Feeding the Bugs Part 2: 7 Feed Additives to Modify Rumen Metabolism

The two most common issues that occur when feeding ruminant animals are bloat and acidosis.  Bloat is the result of gases not being able to escape from the rumen.  It can occur on a forage-based diet due to rapid fermentation of soluble protein and readily available carbohydrates resulting in a frothy entrapment of rumen gases.  In the feedlots, bloat is typically a secondary symptom to rapid starch fermentation and acidosis and froth may or may not be present. Acidosis occurs on grain-based diets and is the result of decreased pH in the rumen due to rapid starch fermentation and excess lactic acid presence in the rumen. While bloat is an issue on forage diets, ruminants were adapted to consume a mostly forage diet, but it is not conducive to efficient animal production.  Therefore, cattle are often placed on high grain diets for growing and finishing at a high rate of efficiency. Along with increased production on a grain-based diet comes the increased incidence of acidosis and bloat.  Here are how 7 feed additives modify the fermentation process in the rumen to prevent bloat and acidosis.

 

  1. Proanthocyanidins also known as condensed tannins, are found in plants such as apples, tree bark, grapes and cranberries. These compounds when present in the rumen at 1-5ppm DM intake, can precipitate soluble protein thereby preventing the accumulation of froth decreasing the incidence of bloat. We are in the day and age where crop improvements are often from manipulation of genetic material to suppress unwanted plant characteristics such as in low lignin varieties of alfalfa and corn. Currently, the consortium for alfalfa improvement is researching the possibility of varieties expressing condensed tannins to prevent legume bloat.  This variety may be available in 8 to 10 years if the process proceeds in a similar way to the low lignin varieties.

 

  1. Poloxalene is a surfactant which breaks up the soluble protein froth thereby preventing pasture or legume bloat.
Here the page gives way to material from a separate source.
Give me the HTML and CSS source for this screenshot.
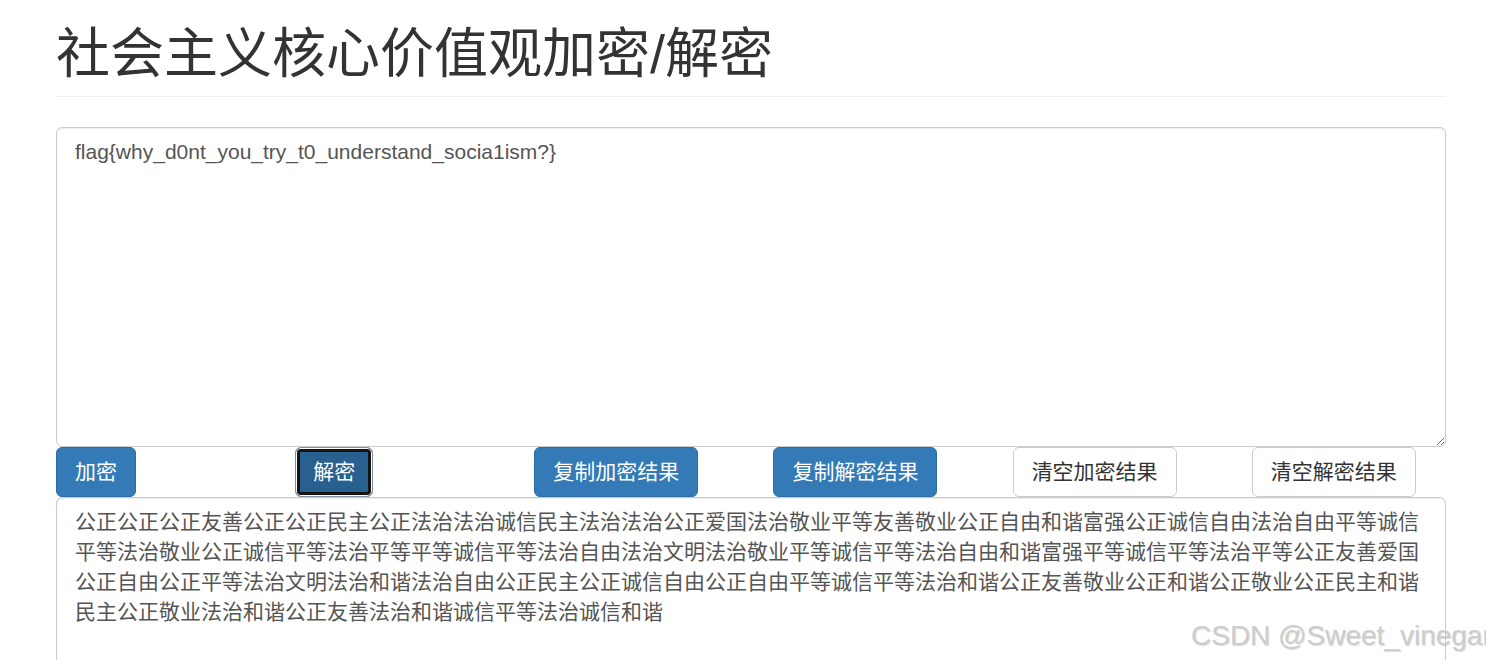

It can top dress a ration or be offered in a molasses lick.

 

  1. Ionophores are a chemical compound that inhibits the growth and activity of gram-positive bacteria in the rumen. Gram-positive bacteria only have one outer cell membrane as opposed to gram negative bacteria that have two and are therefore not susceptible to the effects of ionophores on the bacterial cell. Common gram-positive bacteria in the rumen include cellulolytic bacteria and methanogens.  Therefore, the fermentation pathways in the rumen are shifted so that less methane gas is produced and more useful compounds such as volatile fatty acids, which can be utilized by the animal are produced.  Ammonia producing bacteria in the rumen also tend to be gram-positive and consequently less protein is degraded to ammonia and by-pass protein increases.  Ionophores were originally fed because they change the feed intake habits of the animal to consuming smaller amounts throughout the day which decreases acidosis occurrence.  The ultimate result of feeding ionophores on animal production is decreased feed intake, increased rate of gain and thereby improved feed efficiency.

 

  1. Buffers include bicarbonate, limestone and magnesium oxide. These compounds increase rumen pH, decreasing acidity. When animals are fed buffers, cellulolytic bacteria populations increase, amylolytic bacterial populations decline and the rate of starch fermentation decreases resulting in less incidence of acidosis.

 

  1. Direct Fed Microbials (DFM) are just as they sound, the purposeful feeding of specific microbial species to alter ruminal microbe populations. When feeding DFM the bacterial population is meant to shift from lactic acid producing bacteria to lactic acid using bacteria thereby preventing acidosis. With this feed additive results vary, and they do not always exhibit an impact on acidosis.

 

  1. Enzymes that are meant to break down fibers are sometimes fed to increase forage utilization in the rumen.

 

  1. Essential Oils are naturally occurring plant secondary metabolites. They are not well understood, and research results are varying. They are currently thought to have the potential to alter rumen fermentation pathways, but the mechanism is not known.

 

Although the above feed additives can help prevent bloat and acidosis, they can not replace a properly formulated step-up ration and diet or production practices such as backgrounding.  One of the best ways to prevent these aliments is to test feed ingredients and formulate a diet plan that moves animals from a low energy forage-based diet to a high energy high-grain diet gradually.  This allows those intermediate acid utilizing bacteria with a slower turn over rate to catch up with the diet and reduce the chances of acidosis.